FIGS. 5 and 5(a ) are a top view and a cross-sectional view of a slot line 
transmission line which includes a pair of upper conducting planes 70 and 
72 spaced by a slot 74. The planes 70 and 72 are supported on a layer of 
dielectric material 76. The specific structure shown in FIGS. 5 and 5(a) 
includes a lower ground plane 78, but normally a lower ground plane is not 
present in a slot line transmisin line. In order to be consistent with the 
previous descriptions, such a lower ground plane is shown. 
The slot line of FIG. 5 is generally energized by connecting a coaxial line 
at right angles across the gap or slot 74 so as to produce balanced 
excitation. No current is fed to the lower ground plane 78. Although the 
slot line shown in FIGS. 5 and 5(a) and the microstrip line shown in FIGS. 
3 and 3(a) appear to be duals, microstrip and slot lines are not duals 
because they are not energized in a dual manner. 
Slot line stuctures have several problems when used in antenna systems. The 
slot line will radiate a substantial power of its length approaches 
one-half wavelength. In addition, slot lines do not propagate a TEM mode. 

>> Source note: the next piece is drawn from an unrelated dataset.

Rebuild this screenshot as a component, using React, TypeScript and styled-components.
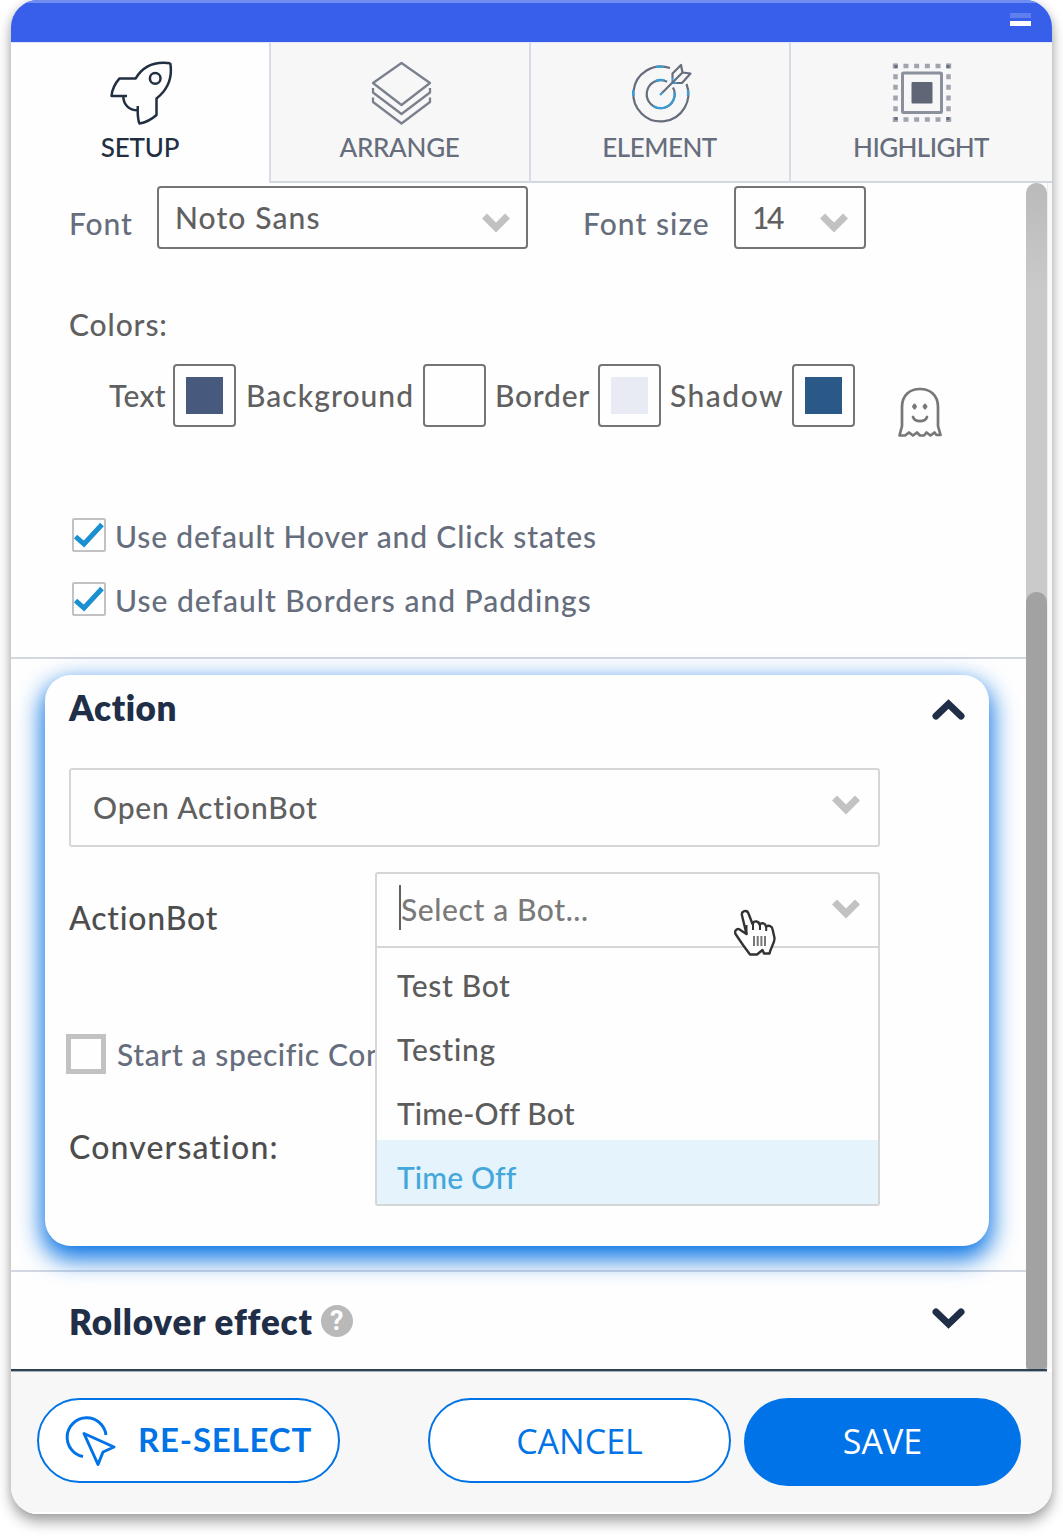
import React from "react";
import styled, { createGlobalStyle } from "styled-components";

const GlobalStyle = createGlobalStyle`
  *, *::before, *::after { box-sizing: border-box; }
  body { margin: 0; background: #fff; font-family: Lato, "Open Sans", sans-serif; }
  svg { display: block; flex: none; }
`;

const Page = styled.div`
  height: 1536px;
  padding: 0 11px;
  overflow: hidden;
`;

const Panel = styled.div`
  display: flex;
  flex-direction: column;
  width: 1041px;
  height: 1514px;
  border-radius: 27px;
  overflow: hidden;
  background: #fefefe;
  box-shadow: 0 8px 14px rgba(0, 0, 0, 0.34), 0 0 8px rgba(0, 0, 0, 0.1);
  > * { flex-shrink: 0; }
`;

const TitleBar = styled.header`
  display: flex;
  flex-direction: column;
  align-items: flex-end;
  gap: 3px;
  height: 42px;
  padding: 10px 21px 0 0;
  background: #375fea;
  border-top: 3px solid #6f8ef1;
`;

const Bar = styled.span<{ $faint?: boolean }>`
  width: 21px;
  height: 5px;
  background: ${(p) => (p.$faint ? "#5f7fee" : "#fff")};
`;

const Tabs = styled.nav`
  display: grid;
  grid-template-columns: 258px 260px 260px 263px;
  height: 141px;
  border-top: 1px solid #dfe5fb;
`;

const Tab = styled.div<{ $active?: boolean }>`
  display: flex;
  flex-direction: column;
  align-items: center;
  padding-top: 17px;
  padding-right: ${(p) => (p.$active ? 0 : 1)}px;
  color: ${(p) => (p.$active ? "#222e42" : "#666d7c")};
  background: ${(p) => (p.$active ? "#fefefe" : "#f7f7f7")};
  border-left: ${(p) => (p.$active ? "none" : "2px solid #d8dce6")};
  border-bottom: ${(p) => (p.$active ? "none" : "2px solid #d3d7e2")};
  svg { margin-left: 2px; }
`;

const TabLabel = styled.span<{ $track: number }>`
  margin-top: 5px;
  font-size: 26px;
  line-height: 32px;
  font-weight: 500;
  letter-spacing: ${(p) => p.$track}px;
`;

const Viewport = styled.div`
  display: grid;
  grid-template-columns: 1015px 21px 5px;
  height: 1186px;
`;

const Content = styled.main`
  display: flex;
  flex-direction: column;
  > * { flex-shrink: 0; }
`;

const Track = styled.div`
  display: flex;
  align-items: flex-end;
  border-radius: 10px 10px 0 0;
  background: linear-gradient(#bababa, #cacaca 110px);
`;

const Thumb = styled.div`
  width: 21px;
  height: 777px;
  border-radius: 10px 10px 4px 4px;
  background: #a2a2a2;
`;

const Gutter = styled.div`
  background: #f9f9f9;
  border-left: 1px solid #ececec;
`;

const Txt = styled.span<{ $w?: number; $track?: number; $size?: number; $color?: string; $ml?: number }>`
  flex: none;
  white-space: nowrap;
  width: ${(p) => (p.$w ? `${p.$w}px` : "auto")};
  margin-left: ${(p) => p.$ml ?? 0}px;
  font-size: ${(p) => p.$size ?? 30}px;
  font-weight: 500;
  line-height: 40px;
  letter-spacing: ${(p) => p.$track ?? 0.9}px;
  color: ${(p) => p.$color ?? "#606060"};
`;

const FontRow = styled.div`
  display: flex;
  align-items: center;
  height: 63px;
  margin-top: 3px;
  padding-left: 58px;
`;

const FieldLabel = styled(Txt)`
  padding-top: 10px;
`;

const FontSelect = styled.div<{ $w: number }>`
  display: flex;
  align-items: center;
  justify-content: space-between;
  width: ${(p) => p.$w}px;
  height: 63px;
  padding: 0 16px 1px;
  border: 2px solid #757575;
  border-radius: 4px;
  background: #fefefe;
  svg { margin-top: 12px; }
`;

const ColorsHeading = styled.div`
  margin-top: 55px;
  padding-left: 58px;
  height: 40px;
`;

const SwatchRow = styled.div`
  display: flex;
  align-items: center;
  height: 64px;
  margin-top: 19px;
  padding-left: 98px;
`;

const Swatch = styled.div`
  display: grid;
  place-items: center;
  width: 63px;
  height: 63px;
  border: 2px solid #757575;
  border-radius: 4px;
`;

const Chip = styled.span<{ $fill: string }>`
  width: 37px;
  height: 37px;
  background: ${(p) => p.$fill};
`;

const GhostSlot = styled.div`
  margin: 33px 0 0 43px;
`;

const Checks = styled.div`
  display: flex;
  flex-direction: column;
  gap: 30px;
  height: 230px;
  padding: 91px 0 0 61px;
`;

const CheckRow = styled.label`
  display: flex;
  align-items: center;
  height: 34px;
`;

const Checkbox = styled.span`
  width: 34px;
  height: 34px;
  border: 2px solid #c2c2c2;
  border-radius: 2px;
`;

const CheckText = styled(Txt)`
  padding-top: 2px;
`;

const Divider = styled.hr`
  width: 100%;
  height: 2px;
  margin: 0;
  border: 0;
  background: #d3d7e2;
`;

const ActionCard = styled.section`
  position: relative;
  width: 944px;
  height: 571px;
  margin: 16px 0 24px 34px;
  padding: 0 23px 0 24px;
  border-radius: 26px;
  background: #fefefe;
  box-shadow: 0 10px 24px 3px #0a74e4;
`;

const CardHeader = styled.div`
  display: flex;
  justify-content: space-between;
  align-items: center;
  height: 67px;
  padding-bottom: 3px;
  svg { margin: 4px 1px 0 0; }
`;

const Heading = styled.h2<{ $track: number }>`
  margin: 0;
  font-size: 35px;
  line-height: 44px;
  font-weight: 800;
  letter-spacing: ${(p) => p.$track}px;
  color: #212e47;
`;

const ActionSelect = styled.div`
  display: flex;
  align-items: center;
  justify-content: space-between;
  width: 811px;
  height: 79px;
  margin-top: 26px;
  padding: 0 18px 2px 22px;
  border: 2px solid #d6d6d6;
  border-radius: 3px;
  svg { margin-top: -3px; }
`;

const BotRow = styled.div`
  display: flex;
  height: 76px;
  margin-top: 25px;
`;

const BotLabel = styled(Txt)`
  padding-top: 26px;
`;

const Combo = styled.div`
  position: relative;
  width: 505px;
  height: 76px;
`;

const ComboInput = styled.div`
  display: flex;
  align-items: center;
  height: 76px;
  padding: 0 18px 3px 22px;
  border: 2px solid #d6d6d6;
  border-radius: 3px 3px 0 0;
  svg { margin: 0 0 0 auto; }
`;

const Caret = styled.span`
  width: 2px;
  height: 45px;
  margin-top: -2px;
  background: #606060;
`;

const Menu = styled.ul`
  position: absolute;
  z-index: 1;
  top: 76px;
  left: 0;
  width: 505px;
  margin: 0;
  padding: 0;
  list-style: none;
  background: #fefefe;
  border: 2px solid #d6d6d6;
  border-top: 0;
  border-radius: 0 0 3px 3px;
`;

const Option = styled.li<{ $on?: boolean }>`
  display: flex;
  align-items: center;
  height: 64px;
  padding: 10px 0 0 20px;
  line-height: 40px;
  background: ${(p) => (p.$on ? "#e5f3fc" : "transparent")};
`;

const Pointer = styled.div`
  position: absolute;
  z-index: 2;
  left: 358px;
  top: 37px;
`;

const StartRow = styled.label`
  display: flex;
  align-items: center;
  width: 311px;
  height: 41px;
  margin: 85px 0 0 -3px;
  overflow: hidden;
`;

const EmptyBox = styled.span`
  flex: none;
  width: 40px;
  height: 40px;
  border: 5px solid #c2c2c2;
`;

const Conversation = styled.div`
  margin-top: 53px;
`;

const RolloverRow = styled.div`
  display: flex;
  align-items: center;
  height: 97px;
  padding: 1px 61px 0 58px;
  > svg:last-child { margin: -5px 0 0 auto; }
`;

const HelpBadge = styled.span`
  display: grid;
  place-items: center;
  width: 32px;
  height: 32px;
  margin: 0 0 0 8px;
  border-radius: 50%;
  background: #b9b9b9;
  color: #fff;
  font: 700 27px/32px Roboto, sans-serif;
`;

const Footer = styled.footer`
  display: flex;
  align-items: flex-start;
  height: 142px;
  padding: 26px 0 0 26px;
  background: #f7f7f7;
  border-bottom: 2px solid #fff;
`;

const DarkRule = styled.div`
  width: 1036px;
  height: 3px;
  background: #2c4356;
  border-bottom: 1px solid #a9b1b8;
`;

const Button = styled.button<{ $w: number; $ml?: number; $primary?: boolean; $lato?: boolean; $track?: number }>`
  display: flex;
  align-items: center;
  justify-content: center;
  width: ${(p) => p.$w}px;
  height: ${(p) => (p.$primary ? 88 : 85)}px;
  margin: 0 0 0 ${(p) => p.$ml ?? 0}px;
  padding: ${(p) => (p.$lato ? "0 0 4px" : p.$primary ? "0 0 3px" : "0")};
  border: ${(p) => (p.$primary ? "0" : "2px solid #0073e6")};
  border-radius: 44px;
  background: ${(p) => (p.$primary ? "#0073e8" : "#fff")};
  color: ${(p) => (p.$primary ? "#fff" : "#0073e6")};
  font-family: ${(p) => (p.$lato ? "Lato" : '"Open Sans"')}, sans-serif;
  font-weight: ${(p) => (p.$lato ? 700 : 500)};
  font-size: ${(p) => (p.$lato ? 33 : 34)}px;
  line-height: 44px;
  letter-spacing: ${(p) => p.$track ?? 0}px;
  svg { margin: 5px 22px 0 0; }
`;

const SLATE = "#666d7c";

const Chevron = ({ color = "#c2c2c2" }: { color?: string }) => (
  <svg width="28" height="20" viewBox="0 0 28 20" fill="none" stroke={color} strokeWidth="7">
    <path d="M2.500 3l11.500 11.500L25.500 3" strokeLinejoin="miter" />
  </svg>
);

const BigChevron = ({ up }: { up?: boolean }) => (
  <svg width="33" height="22" viewBox="0 0 33 22" fill="none" stroke="#212e47" strokeWidth="7" strokeLinecap="round">
    <path d={up ? "M4 18L16.500 6 29 18" : "M4 4l12.500 12L29 4"} />
  </svg>
);

const Rocket = () => (
  <svg width="64" height="66" viewBox="109 60 64 66" fill="none" stroke="#222e42" strokeWidth="2.500" strokeLinejoin="round">
    <path d="M170.300 63.300C157 61.500 144 64.500 135.700 78.400H119.500C115.500 83 112 90 111.500 96H127M170.300 63.300C172.500 77 168.500 89 156.500 98.500V115C152 119 146 122.500 139.500 123.500C137.500 119 137.500 113 137.800 106M123.300 96.500C123.500 105 129.500 110.300 137.500 110.300" />
    <circle cx="155.200" cy="78.400" r="5.300" />
  </svg>
);

const Layers = () => (
  <svg width="64" height="66" viewBox="369 60 64 66" fill="none" stroke="#7a808d" strokeWidth="2.300" strokeLinejoin="round">
    <path d="M401.500 63L430 83 401.500 105 373 83z" />
    <path d="M373 88v4.500L401.500 114 430 92.500V88M373 97.500v4.500L401.500 123.500 430 102v-4.500" />
  </svg>
);

const Target = () => (
  <svg width="64" height="66" viewBox="629 60 64 66" fill="none" stroke="#666d7c" strokeWidth="2.200">
    <path d="M670 68A27.500 27.500 0 1 0 686.500 84" />
    <path d="M667 81.700A14 14 0 1 0 673 87.500" />
    <g stroke="#3a9bd5">
      <path d="M656 67a27.500 27.500 0 0 1 8 0M633.300 90a27.500 27.500 0 0 0 0 6M687.900 90a27.500 27.500 0 0 1 0 6" />
      <path d="M655.500 81a14 14 0 0 1 9 -0.500M653 105.800a14 14 0 0 0 21.500 -9.500v-4M660 95l2.600-2.600M672.500 78v5h5" />
    </g>
    <path d="M662.500 92.500L682 73M672.500 78V73.500L681 65l1.500 7.500 8 1-8.500 9.500h-5" strokeLinejoin="round" />
  </svg>
);

const Highlight = () => (
  <svg width="64" height="66" viewBox="890.500 60 64 66" fill="none">
    <path d="M893.300 66h58.400M893.300 119.500h58.400" stroke="#a0a4af" strokeWidth="4.500" strokeDasharray="5 5.680" />
    <path d="M896 63.500v58.500M949 63.500v58.500" stroke="#a0a4af" strokeWidth="4.500" strokeDasharray="5 5.680" />
    <g fill="#666d7c">
      <rect x="895" y="65" width="3" height="3" />
      <rect x="947" y="65" width="3" height="3" />
      <rect x="895" y="117" width="3" height="3" />
      <rect x="947" y="117" width="3" height="3" />
    </g>
    <rect x="903" y="73" width="39" height="39.500" rx="1" stroke="#8b909d" strokeWidth="3" />
    <rect x="912" y="82" width="21" height="21.500" rx="1" fill="#5f6676" />
  </svg>
);

const Ghost = () => (
  <svg width="44" height="50" viewBox="0 0 44 50" fill="none" stroke="#777" strokeWidth="2.700" strokeLinecap="round" strokeLinejoin="round">
    <path d="M4 39V20C4 8 12 2 22 2s18 6 18 18v19l2.500 9h-4l-2-2.500-4 3-4-3-2.500 3h-4l-3-3-4 3-4-3-4 3H1.500z" />
    <path d="M16.500 18v3M15.500 19.500h2M27 18v3M26 19.500h2" strokeWidth="3" />
    <path d="M15 30c2 5.500 12 5.500 14 0" />
  </svg>
);

const Tick = () => (
  <svg width="30" height="30" viewBox="0 0 30 30" fill="none" stroke="#1b90d0" strokeWidth="5">
    <path d="M1.500 16.500l8.500 7.500L28 4.500" />
  </svg>
);

const Hand = () => (
  <svg width="44" height="48" viewBox="0 0 44 48" fill="#fff" stroke="#333" strokeWidth="2.400" strokeLinejoin="round">
    <path d="M13.500 25L9 6.500C8 2 14 0 15.500 4.500L19.500 15C21 11 26 12 26.500 15.500C29 13 32.500 14.500 33 17.500C36 16 39 17 39.500 20L41.500 29C42 33 38 38 36.500 44.500H31L29.500 41L24 45.500H17L10 36L2.500 25C1 20.500 5 18.500 8 21.500z" />
    <path d="M13.500 25.500V16M20 15v6M27 15.500V21M33.200 17.500V22" strokeWidth="2" />
    <path d="M21 27v10M24.700 27v10M28.400 27v10M32 27v10" stroke="#777" strokeWidth="2" />
  </svg>
);

const Reselect = () => (
  <svg width="51" height="52" viewBox="0 0 51 52" fill="none" stroke="#0073e6" strokeWidth="3" strokeLinejoin="round">
    <path d="M18 41.500A19.500 19.500 0 1 1 41 20" />
    <path d="M19 18.500L49 32L38 37L33 49.500z" />
  </svg>
);

const OPTIONS = [
  { text: "Test Bot", track: 0.65 },
  { text: "Testing", track: 0.75 },
  { text: "Time-Off Bot", track: 0.15 },
  { text: "Time Off", track: 0.15, on: true },
];

export default function App() {
  return (
    <Page>
      <GlobalStyle />
      <Panel>
        <TitleBar>
          <Bar $faint />
          <Bar />
        </TitleBar>
        <Tabs>
          <Tab $active><Rocket /><TabLabel $track={-0.2}>SETUP</TabLabel></Tab>
          <Tab><Layers /><TabLabel $track={-0.3}>ARRANGE</TabLabel></Tab>
          <Tab><Target /><TabLabel $track={-0.5}>ELEMENT</TabLabel></Tab>
          <Tab><Highlight /><TabLabel $track={-0.6}>HIGHLIGHT</TabLabel></Tab>
        </Tabs>
        <Viewport>
          <Content>
            <FontRow>
              <FieldLabel $w={88} $color={SLATE}>Font</FieldLabel>
              <FontSelect $w={371}><Txt $track={1.1}>Noto Sans</Txt><Chevron /></FontSelect>
              <FieldLabel $w={151} $ml={55} $color={SLATE} $track={1.05}>Font size</FieldLabel>
              <FontSelect $w={132}><Txt $track={-2.500}>14</Txt><Chevron /></FontSelect>
            </FontRow>
            <ColorsHeading><Txt>Colors:</Txt></ColorsHeading>
            <SwatchRow>
              <Txt $w={64} $track={0.3}>Text</Txt>
              <Swatch><Chip $fill="#475a7e" /></Swatch>
              <Txt $w={177} $ml={10} $track={1.05}>Background</Txt>
              <Swatch><Chip $fill="#fefefe" /></Swatch>
              <Txt $w={103} $ml={9} $track={0.75}>Border</Txt>
              <Swatch><Chip $fill="#e8ebf4" /></Swatch>
              <Txt $w={122} $ml={9} $track={1.5}>Shadow</Txt>
              <Swatch><Chip $fill="#2b5987" /></Swatch>
              <GhostSlot><Ghost /></GhostSlot>
            </SwatchRow>
            <Checks>
              <CheckRow><Checkbox><Tick /></Checkbox><CheckText $ml={9} $track={0.85} $color={SLATE}>Use default Hover and Click states</CheckText></CheckRow>
              <CheckRow><Checkbox><Tick /></Checkbox><CheckText $ml={9} $track={1} $color={SLATE}>Use default Borders and Paddings</CheckText></CheckRow>
            </Checks>
            <Divider />
            <ActionCard>
              <CardHeader><Heading $track={0.6}>Action</Heading><BigChevron up /></CardHeader>
              <ActionSelect><Txt $track={0.85}>Open ActionBot</Txt><Chevron /></ActionSelect>
              <BotRow>
                <BotLabel $w={306} $size={32} $track={0.8} $color="#4d4d4d">ActionBot</BotLabel>
                <Combo>
                  <ComboInput><Caret /><Txt $track={0.6} $color="#7a7a7a">Select a Bot...</Txt><Chevron /></ComboInput>
                  <Menu>
                    {OPTIONS.map((o) => (
                      <Option key={o.text} $on={o.on}>
                        <Txt $track={o.track} $color={o.on ? "#44a7da" : "#5c5c5c"}>{o.text}</Txt>
                      </Option>
                    ))}
                  </Menu>
                  <Pointer><Hand /></Pointer>
                </Combo>
              </BotRow>
              <StartRow><EmptyBox /><Txt $ml={11} $track={0.6} $color={SLATE}>Start a specific Con</Txt></StartRow>
              <Conversation><Txt $size={32} $track={1.15} $color="#4d4d4d">Conversation:</Txt></Conversation>
            </ActionCard>
            <Divider />
            <RolloverRow>
              <Heading $track={0.85}>Rollover effect</Heading>
              <HelpBadge>?</HelpBadge>
              <BigChevron />
            </RolloverRow>
          </Content>
          <Track><Thumb /></Track>
          <Gutter />
        </Viewport>
        <DarkRule />
        <Footer>
          <Button $w={303} $lato $track={0.8}><Reselect />RE-SELECT</Button>
          <Button $w={303} $ml={88}>CANCEL</Button>
          <Button $w={277} $ml={13} $primary>SAVE</Button>
        </Footer>
      </Panel>
    </Page>
  );
}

Thus, the field in the slot is elliptically polarized and this complicates 
the design of power dividers and raises the level of cross-polarized 
energy producted by a slot line antenna. An additional problem with slot 
line is difficulty in providing an effective transition from slot line to 
a 50 ohm coaxial cable on the lower ground plane. The connecting of a 
coaxial line at right angles across the gap as indicated above would be 
very difficult ot realize without projecting above the surface of the 
upper ground plane. For these reasons, the slot line structure would not 
be recommended for conformal antenna applications. 
As shown in FIG. 6, a slot line antenna would include an upper ground plane 
80 supported on a layer of dielectric material 88 and with a rectangular 
antenna slot 82. The antenna slot is fed by a slot line 84. A lower ground 
plane 86 is included but normally, as indicated above, slot line 
transmission line does not include a lower ground plane. 
FIGS. 7 and 7(a) are a top view and a cross-sectional view of a coplanar 
strip line which includes a center conducting strip 100 and with upper 
ground planes 102 and 104 spaced from the center conducting strip 100. The 
upper ground planes and conducting strip are supported by a layer of 
dielectric material 106. The structure shown in FIGS. 7 and 7(a) includes 
a lower ground plane 108. Normally, in coplanar stripline no lower ground 
plane is used. If there is such a lower ground plane, it is spaced very 
far from the center conducting strip 100 and the upper ground plane 
members 102 and 104 so as not to form a substantial part of the 
transmission line electrical system. 
In the antenna of the present invention, the lower ground plane is spaced 
close to the center conducting strip 100 and the upper ground planes 102 
and 104 so as to be within the fringing field and form a part of the 
electrical system. Specifically, the use of the lower ground plane helps 
to create a unidirectional antenna. If the lower ground plane were not 
present, the antenna would be bidirectional and this is not desirable for 
a conformal antenna since such antennas should be unidirectional since 
they are often used on the outside surface of an airplane. 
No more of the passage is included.